> WHAT YOU ARE ASKED TO DO: Which lines hold the word "this"? Copy each one.
......
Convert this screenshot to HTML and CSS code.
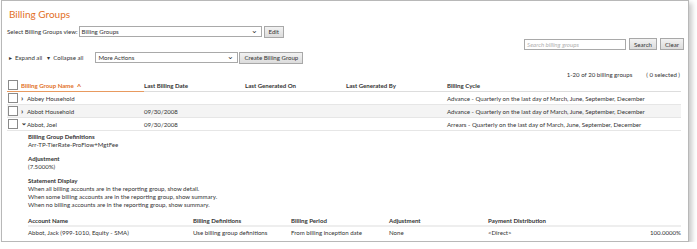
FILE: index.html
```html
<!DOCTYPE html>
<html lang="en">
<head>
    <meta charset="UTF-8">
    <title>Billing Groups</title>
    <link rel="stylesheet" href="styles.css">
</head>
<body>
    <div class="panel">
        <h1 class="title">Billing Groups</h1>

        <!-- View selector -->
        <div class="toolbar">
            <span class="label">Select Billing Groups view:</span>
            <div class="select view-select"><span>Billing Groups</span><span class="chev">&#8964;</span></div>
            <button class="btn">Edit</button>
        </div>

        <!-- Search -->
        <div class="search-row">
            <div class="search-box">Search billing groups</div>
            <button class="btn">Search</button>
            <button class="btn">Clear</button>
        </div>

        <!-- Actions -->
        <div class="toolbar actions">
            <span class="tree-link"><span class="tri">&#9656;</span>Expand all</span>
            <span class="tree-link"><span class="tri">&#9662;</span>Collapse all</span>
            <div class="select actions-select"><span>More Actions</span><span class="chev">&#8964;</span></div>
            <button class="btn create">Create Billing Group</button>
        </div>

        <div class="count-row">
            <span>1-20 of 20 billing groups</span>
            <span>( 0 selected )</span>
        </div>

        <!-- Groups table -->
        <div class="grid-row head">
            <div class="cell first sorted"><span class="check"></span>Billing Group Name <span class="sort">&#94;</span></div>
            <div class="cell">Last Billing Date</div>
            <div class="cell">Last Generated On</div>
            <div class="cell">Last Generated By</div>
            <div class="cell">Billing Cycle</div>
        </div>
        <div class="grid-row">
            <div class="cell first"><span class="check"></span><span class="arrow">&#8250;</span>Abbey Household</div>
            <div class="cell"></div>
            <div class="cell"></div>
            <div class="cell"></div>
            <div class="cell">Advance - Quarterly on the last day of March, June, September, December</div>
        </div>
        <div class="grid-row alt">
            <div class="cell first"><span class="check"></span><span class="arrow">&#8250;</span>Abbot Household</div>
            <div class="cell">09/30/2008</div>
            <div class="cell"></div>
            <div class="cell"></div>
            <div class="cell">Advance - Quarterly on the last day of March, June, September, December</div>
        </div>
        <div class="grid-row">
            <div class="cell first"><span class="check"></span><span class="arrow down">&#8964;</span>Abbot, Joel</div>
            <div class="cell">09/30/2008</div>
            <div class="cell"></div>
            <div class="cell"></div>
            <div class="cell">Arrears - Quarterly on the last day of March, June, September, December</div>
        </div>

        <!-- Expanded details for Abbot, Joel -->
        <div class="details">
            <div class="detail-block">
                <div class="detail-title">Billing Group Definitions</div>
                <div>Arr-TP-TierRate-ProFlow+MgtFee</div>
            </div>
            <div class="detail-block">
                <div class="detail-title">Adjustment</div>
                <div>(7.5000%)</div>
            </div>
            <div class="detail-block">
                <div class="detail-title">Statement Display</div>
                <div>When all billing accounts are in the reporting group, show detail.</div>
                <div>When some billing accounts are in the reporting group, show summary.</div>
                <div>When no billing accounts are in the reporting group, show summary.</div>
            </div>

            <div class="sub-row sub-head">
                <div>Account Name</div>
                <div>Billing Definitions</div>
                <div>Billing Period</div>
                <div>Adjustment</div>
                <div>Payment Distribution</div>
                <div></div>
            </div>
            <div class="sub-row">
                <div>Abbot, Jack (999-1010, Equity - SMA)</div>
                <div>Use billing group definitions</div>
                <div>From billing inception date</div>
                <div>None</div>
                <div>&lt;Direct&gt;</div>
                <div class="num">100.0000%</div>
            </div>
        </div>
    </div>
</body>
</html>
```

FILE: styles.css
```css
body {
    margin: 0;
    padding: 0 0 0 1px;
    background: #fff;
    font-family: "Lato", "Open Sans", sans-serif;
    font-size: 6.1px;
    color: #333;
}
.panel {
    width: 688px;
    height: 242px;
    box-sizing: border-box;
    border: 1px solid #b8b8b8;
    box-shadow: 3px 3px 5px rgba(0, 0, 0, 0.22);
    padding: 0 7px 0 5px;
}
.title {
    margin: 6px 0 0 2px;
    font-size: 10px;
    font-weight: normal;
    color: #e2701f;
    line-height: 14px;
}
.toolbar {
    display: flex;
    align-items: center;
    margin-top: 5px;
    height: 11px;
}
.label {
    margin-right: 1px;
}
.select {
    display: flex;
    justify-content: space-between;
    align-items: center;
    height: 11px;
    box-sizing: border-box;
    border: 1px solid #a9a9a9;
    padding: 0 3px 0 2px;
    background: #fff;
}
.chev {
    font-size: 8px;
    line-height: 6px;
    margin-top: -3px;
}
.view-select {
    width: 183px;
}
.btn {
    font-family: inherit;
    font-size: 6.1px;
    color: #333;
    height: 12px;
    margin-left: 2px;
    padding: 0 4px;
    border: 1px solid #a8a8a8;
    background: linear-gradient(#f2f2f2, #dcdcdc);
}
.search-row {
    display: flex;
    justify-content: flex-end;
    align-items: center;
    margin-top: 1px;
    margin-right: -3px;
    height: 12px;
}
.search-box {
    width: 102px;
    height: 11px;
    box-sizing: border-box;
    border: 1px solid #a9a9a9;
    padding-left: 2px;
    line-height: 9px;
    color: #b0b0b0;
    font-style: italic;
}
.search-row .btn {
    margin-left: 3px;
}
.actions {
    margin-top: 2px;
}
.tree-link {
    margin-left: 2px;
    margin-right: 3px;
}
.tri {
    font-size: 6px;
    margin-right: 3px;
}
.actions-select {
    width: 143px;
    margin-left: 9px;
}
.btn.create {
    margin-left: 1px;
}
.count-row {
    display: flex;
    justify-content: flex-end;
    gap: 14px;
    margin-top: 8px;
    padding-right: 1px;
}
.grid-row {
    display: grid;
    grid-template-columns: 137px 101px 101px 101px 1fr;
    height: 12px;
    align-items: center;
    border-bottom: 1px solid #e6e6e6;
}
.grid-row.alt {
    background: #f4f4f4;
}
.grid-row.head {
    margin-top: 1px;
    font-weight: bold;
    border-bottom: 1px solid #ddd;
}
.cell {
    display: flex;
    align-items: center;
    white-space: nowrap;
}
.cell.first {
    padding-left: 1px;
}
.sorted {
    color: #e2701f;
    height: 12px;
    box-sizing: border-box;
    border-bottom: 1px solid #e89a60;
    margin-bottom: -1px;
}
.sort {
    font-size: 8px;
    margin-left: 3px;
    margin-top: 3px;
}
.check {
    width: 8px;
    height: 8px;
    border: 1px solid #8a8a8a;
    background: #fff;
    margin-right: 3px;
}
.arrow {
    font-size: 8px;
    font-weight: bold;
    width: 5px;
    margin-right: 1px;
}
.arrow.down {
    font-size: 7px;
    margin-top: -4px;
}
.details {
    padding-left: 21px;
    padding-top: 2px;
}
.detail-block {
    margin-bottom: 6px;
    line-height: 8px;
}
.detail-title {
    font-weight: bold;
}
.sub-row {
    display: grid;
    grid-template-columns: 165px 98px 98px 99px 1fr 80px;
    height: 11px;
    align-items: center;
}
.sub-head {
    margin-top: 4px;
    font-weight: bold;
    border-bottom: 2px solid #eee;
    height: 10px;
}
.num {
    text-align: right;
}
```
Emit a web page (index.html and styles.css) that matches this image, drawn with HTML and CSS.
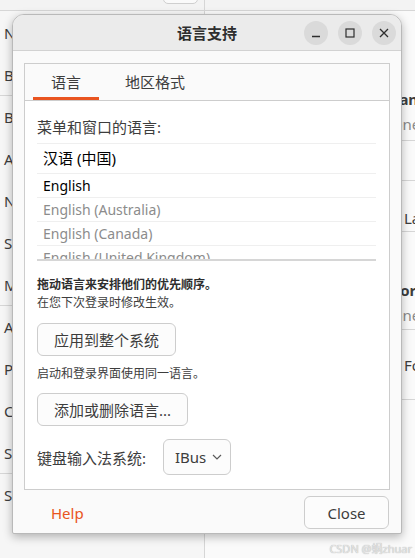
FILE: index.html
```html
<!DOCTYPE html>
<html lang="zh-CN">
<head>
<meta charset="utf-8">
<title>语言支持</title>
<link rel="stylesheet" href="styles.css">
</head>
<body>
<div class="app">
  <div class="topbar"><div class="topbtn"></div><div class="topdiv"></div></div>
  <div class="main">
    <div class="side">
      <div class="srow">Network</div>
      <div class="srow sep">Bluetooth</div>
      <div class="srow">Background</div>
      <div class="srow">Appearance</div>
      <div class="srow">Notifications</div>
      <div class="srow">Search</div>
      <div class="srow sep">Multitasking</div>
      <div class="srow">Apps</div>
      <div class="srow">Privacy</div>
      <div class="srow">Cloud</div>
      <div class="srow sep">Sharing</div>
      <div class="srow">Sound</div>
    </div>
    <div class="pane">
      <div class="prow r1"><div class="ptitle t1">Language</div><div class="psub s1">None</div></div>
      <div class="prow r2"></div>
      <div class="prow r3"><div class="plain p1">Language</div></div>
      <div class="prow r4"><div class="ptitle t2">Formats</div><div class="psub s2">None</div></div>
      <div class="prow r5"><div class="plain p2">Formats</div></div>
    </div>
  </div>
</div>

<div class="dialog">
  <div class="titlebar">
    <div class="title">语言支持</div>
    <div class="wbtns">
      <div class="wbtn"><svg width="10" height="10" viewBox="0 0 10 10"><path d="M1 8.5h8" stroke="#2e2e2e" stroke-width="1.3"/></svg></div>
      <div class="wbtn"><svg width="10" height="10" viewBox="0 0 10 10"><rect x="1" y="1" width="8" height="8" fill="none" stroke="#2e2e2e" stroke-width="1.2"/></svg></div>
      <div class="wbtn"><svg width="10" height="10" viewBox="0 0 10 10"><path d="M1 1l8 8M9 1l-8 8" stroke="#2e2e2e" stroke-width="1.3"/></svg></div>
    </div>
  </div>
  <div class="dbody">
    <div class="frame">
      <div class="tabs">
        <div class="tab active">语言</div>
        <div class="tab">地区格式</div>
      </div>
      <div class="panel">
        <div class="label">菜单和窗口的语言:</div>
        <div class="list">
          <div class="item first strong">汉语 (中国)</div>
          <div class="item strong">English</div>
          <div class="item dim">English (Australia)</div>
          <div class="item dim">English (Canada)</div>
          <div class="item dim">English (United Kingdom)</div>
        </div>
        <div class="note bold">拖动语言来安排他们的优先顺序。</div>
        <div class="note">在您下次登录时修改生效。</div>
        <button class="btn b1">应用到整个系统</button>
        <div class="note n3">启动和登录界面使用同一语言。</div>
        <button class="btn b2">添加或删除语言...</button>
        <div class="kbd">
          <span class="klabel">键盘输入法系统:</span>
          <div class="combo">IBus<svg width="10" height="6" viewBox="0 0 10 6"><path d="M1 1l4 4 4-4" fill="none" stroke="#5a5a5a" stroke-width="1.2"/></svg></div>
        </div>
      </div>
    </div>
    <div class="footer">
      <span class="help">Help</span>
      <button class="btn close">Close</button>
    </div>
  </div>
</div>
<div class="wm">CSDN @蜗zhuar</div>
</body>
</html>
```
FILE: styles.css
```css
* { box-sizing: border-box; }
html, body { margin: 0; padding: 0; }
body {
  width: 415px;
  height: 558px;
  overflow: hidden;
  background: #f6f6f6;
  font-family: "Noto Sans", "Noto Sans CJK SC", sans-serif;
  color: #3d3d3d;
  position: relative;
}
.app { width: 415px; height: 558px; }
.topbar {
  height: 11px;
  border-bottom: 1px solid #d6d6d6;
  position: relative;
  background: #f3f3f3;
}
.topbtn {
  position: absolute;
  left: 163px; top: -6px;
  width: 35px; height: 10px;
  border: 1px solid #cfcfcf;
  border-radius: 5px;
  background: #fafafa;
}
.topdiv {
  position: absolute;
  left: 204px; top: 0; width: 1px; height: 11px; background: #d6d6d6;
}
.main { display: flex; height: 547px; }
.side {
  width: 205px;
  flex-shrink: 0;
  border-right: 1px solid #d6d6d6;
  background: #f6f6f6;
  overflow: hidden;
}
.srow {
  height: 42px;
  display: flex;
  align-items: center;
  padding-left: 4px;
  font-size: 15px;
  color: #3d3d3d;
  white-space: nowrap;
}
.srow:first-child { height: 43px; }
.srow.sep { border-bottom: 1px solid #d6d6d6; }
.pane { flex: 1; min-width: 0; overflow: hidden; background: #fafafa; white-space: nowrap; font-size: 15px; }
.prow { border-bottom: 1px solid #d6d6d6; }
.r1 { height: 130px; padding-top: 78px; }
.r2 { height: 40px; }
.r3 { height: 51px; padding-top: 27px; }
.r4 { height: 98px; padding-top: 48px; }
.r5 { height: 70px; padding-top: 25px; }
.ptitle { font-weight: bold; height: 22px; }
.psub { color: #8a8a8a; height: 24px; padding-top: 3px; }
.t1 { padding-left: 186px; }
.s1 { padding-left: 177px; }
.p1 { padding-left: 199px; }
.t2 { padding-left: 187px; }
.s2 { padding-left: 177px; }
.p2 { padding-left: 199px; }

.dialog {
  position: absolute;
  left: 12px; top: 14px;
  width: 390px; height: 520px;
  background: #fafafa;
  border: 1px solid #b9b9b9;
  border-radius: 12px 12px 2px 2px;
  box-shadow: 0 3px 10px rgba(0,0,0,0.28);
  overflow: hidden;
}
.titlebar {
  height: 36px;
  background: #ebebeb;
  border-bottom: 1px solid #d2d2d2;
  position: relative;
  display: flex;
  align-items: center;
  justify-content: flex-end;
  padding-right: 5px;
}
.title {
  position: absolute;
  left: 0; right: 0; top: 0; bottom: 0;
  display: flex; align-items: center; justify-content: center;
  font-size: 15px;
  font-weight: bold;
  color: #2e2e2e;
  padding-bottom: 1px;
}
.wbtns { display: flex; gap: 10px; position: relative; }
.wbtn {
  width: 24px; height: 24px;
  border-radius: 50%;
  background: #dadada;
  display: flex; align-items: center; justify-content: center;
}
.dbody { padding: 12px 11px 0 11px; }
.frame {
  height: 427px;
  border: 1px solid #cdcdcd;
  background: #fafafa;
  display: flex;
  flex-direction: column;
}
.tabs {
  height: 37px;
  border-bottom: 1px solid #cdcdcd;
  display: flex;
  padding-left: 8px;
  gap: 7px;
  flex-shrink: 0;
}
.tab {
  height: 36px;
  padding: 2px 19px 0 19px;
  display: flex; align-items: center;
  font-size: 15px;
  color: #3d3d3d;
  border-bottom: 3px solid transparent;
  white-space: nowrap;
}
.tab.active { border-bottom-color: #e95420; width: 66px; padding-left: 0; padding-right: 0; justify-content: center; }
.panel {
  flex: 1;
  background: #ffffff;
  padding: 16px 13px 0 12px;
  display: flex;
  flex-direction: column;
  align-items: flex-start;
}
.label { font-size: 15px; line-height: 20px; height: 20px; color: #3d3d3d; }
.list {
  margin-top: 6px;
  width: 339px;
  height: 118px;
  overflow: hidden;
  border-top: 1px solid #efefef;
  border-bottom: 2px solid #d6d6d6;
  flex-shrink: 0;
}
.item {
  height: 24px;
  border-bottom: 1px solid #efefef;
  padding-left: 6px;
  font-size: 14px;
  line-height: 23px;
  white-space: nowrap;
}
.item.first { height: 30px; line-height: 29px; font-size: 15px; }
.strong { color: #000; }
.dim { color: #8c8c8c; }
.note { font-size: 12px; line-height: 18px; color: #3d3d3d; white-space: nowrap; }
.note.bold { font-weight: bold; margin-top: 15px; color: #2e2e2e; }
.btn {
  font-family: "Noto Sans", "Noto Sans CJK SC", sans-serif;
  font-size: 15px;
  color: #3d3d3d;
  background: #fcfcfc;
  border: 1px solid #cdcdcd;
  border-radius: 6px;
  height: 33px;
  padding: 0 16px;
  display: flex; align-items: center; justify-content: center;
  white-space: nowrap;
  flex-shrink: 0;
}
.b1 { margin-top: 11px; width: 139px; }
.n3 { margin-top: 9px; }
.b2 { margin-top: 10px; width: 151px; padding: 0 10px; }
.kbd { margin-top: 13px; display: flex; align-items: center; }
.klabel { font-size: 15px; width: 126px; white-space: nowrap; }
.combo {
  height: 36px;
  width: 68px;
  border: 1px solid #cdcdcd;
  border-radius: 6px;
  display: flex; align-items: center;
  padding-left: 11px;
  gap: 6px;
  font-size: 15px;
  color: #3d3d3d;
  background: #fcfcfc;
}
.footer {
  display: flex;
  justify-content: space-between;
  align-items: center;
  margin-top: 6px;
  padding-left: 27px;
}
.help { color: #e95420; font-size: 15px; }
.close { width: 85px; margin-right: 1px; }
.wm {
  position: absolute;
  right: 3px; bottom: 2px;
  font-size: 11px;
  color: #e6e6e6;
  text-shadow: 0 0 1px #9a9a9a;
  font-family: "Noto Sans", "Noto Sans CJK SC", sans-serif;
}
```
......
> THE REPLY:
Convert this screenshot to HTML and CSS code.
Emit a web page (index.html and styles.css) that matches this image, drawn with HTML and CSS.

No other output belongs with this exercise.